Task »
Using the material below, work out how many lines contain the word "components". Reply with the number and nothing more.

Data listing »

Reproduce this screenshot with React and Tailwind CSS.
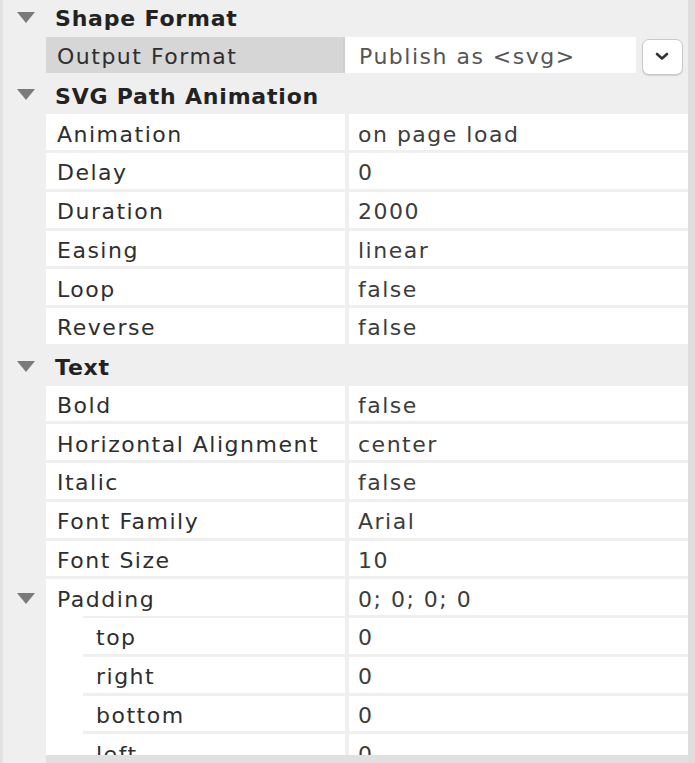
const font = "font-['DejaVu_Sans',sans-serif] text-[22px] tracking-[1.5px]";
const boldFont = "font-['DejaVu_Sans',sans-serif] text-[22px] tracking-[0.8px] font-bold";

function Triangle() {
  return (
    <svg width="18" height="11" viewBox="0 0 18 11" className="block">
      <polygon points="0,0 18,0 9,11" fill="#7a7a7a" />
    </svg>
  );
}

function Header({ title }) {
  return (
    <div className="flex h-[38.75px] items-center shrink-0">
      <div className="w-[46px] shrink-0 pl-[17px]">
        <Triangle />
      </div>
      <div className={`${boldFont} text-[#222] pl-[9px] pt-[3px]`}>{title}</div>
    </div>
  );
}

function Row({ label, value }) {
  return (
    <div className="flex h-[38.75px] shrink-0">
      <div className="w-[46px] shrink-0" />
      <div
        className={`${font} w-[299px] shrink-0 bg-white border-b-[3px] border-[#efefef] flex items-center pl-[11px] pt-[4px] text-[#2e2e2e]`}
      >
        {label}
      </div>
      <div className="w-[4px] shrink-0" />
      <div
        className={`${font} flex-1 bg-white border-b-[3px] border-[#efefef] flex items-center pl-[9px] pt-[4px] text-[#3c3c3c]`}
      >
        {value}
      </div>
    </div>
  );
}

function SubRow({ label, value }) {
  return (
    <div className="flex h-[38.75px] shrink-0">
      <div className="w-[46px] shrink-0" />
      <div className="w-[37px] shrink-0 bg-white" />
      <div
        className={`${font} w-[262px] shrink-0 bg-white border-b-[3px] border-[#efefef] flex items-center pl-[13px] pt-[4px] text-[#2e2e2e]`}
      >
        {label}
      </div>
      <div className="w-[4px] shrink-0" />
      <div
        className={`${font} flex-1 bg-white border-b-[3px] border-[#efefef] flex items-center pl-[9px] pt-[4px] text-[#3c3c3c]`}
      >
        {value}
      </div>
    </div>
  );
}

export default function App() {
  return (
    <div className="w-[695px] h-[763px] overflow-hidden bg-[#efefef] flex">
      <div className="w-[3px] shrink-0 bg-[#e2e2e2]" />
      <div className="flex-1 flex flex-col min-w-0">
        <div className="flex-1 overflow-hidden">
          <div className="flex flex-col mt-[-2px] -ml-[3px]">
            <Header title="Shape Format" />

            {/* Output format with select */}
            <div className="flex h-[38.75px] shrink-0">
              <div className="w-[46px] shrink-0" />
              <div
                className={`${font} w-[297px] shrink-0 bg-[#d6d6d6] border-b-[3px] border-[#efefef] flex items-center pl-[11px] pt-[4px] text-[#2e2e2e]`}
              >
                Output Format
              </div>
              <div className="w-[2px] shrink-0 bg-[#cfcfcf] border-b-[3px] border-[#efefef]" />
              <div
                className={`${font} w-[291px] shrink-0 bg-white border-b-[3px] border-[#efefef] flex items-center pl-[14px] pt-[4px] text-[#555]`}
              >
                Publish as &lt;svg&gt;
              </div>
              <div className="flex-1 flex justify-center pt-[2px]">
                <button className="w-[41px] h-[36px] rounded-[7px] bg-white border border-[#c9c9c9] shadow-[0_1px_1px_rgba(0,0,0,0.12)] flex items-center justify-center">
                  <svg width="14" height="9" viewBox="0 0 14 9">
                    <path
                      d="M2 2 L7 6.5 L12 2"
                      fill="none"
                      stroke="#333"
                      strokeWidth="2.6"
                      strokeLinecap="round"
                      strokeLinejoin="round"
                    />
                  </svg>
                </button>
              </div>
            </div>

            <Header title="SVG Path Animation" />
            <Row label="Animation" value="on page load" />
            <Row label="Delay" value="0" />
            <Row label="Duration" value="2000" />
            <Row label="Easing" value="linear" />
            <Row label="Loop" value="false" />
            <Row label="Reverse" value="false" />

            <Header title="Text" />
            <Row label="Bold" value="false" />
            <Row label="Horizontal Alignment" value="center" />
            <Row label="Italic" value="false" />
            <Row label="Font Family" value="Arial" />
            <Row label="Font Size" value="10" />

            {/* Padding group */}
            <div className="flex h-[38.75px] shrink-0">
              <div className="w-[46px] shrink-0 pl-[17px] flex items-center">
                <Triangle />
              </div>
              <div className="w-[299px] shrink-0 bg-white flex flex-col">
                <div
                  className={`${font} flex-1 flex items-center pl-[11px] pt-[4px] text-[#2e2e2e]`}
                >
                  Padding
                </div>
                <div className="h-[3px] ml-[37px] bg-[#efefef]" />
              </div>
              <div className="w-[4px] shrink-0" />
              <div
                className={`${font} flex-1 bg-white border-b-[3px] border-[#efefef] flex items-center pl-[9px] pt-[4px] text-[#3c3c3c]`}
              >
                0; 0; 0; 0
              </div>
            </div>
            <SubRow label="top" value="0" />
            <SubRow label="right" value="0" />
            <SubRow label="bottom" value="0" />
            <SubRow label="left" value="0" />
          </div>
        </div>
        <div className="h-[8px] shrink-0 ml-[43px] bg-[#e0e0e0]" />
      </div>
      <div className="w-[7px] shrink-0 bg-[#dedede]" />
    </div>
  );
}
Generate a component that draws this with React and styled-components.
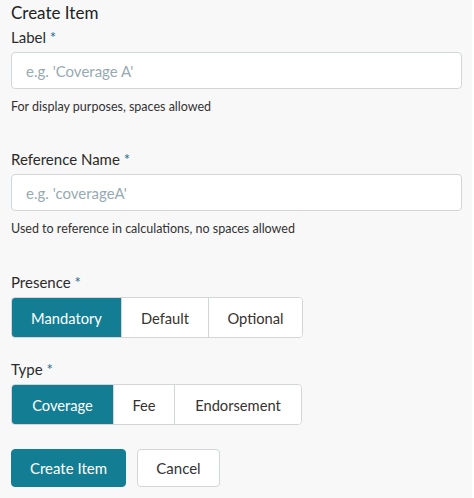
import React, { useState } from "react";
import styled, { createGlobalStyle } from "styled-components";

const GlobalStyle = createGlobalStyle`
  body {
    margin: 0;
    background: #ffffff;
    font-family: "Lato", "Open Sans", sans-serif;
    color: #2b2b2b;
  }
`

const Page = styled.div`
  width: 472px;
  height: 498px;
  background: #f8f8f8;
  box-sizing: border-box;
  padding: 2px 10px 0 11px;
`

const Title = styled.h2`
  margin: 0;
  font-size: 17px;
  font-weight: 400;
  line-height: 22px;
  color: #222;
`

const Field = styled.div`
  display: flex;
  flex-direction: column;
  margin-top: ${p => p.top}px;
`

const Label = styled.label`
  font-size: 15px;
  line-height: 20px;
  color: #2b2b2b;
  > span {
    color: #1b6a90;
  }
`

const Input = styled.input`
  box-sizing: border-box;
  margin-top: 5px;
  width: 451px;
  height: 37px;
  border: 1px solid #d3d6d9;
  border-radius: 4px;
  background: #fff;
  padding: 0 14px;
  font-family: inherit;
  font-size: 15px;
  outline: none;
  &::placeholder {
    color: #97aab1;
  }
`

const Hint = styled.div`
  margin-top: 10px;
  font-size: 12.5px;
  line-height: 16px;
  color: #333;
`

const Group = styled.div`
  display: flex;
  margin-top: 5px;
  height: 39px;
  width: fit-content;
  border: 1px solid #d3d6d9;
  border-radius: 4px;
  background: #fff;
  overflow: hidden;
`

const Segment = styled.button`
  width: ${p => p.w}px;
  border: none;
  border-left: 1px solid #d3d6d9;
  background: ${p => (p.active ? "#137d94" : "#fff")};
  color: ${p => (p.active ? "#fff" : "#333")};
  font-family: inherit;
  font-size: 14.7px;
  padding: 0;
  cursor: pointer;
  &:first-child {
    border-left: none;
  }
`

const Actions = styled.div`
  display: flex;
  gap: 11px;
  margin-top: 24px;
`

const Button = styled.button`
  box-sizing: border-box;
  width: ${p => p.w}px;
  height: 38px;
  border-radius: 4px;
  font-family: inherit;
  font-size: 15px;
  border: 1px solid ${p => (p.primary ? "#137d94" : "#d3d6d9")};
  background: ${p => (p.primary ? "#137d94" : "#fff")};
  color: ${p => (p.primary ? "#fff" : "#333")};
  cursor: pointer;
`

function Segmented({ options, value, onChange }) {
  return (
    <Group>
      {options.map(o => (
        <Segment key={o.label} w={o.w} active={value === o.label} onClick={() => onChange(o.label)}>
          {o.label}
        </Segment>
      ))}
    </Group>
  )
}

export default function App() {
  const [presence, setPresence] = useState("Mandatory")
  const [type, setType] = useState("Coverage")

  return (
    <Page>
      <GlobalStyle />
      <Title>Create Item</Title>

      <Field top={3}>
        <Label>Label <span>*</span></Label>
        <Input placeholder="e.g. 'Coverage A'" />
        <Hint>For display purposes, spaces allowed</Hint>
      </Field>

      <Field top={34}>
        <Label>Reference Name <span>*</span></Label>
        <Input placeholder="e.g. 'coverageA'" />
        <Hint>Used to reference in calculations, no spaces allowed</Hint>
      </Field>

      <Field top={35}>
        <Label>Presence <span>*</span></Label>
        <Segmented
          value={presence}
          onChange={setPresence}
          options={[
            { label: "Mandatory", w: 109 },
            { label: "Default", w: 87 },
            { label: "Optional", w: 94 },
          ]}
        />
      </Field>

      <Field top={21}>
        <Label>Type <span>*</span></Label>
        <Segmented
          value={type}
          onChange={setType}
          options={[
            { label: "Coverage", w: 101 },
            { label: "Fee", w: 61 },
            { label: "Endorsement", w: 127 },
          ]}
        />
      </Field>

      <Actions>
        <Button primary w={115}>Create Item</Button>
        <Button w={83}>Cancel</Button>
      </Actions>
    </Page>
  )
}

Complete answer »
2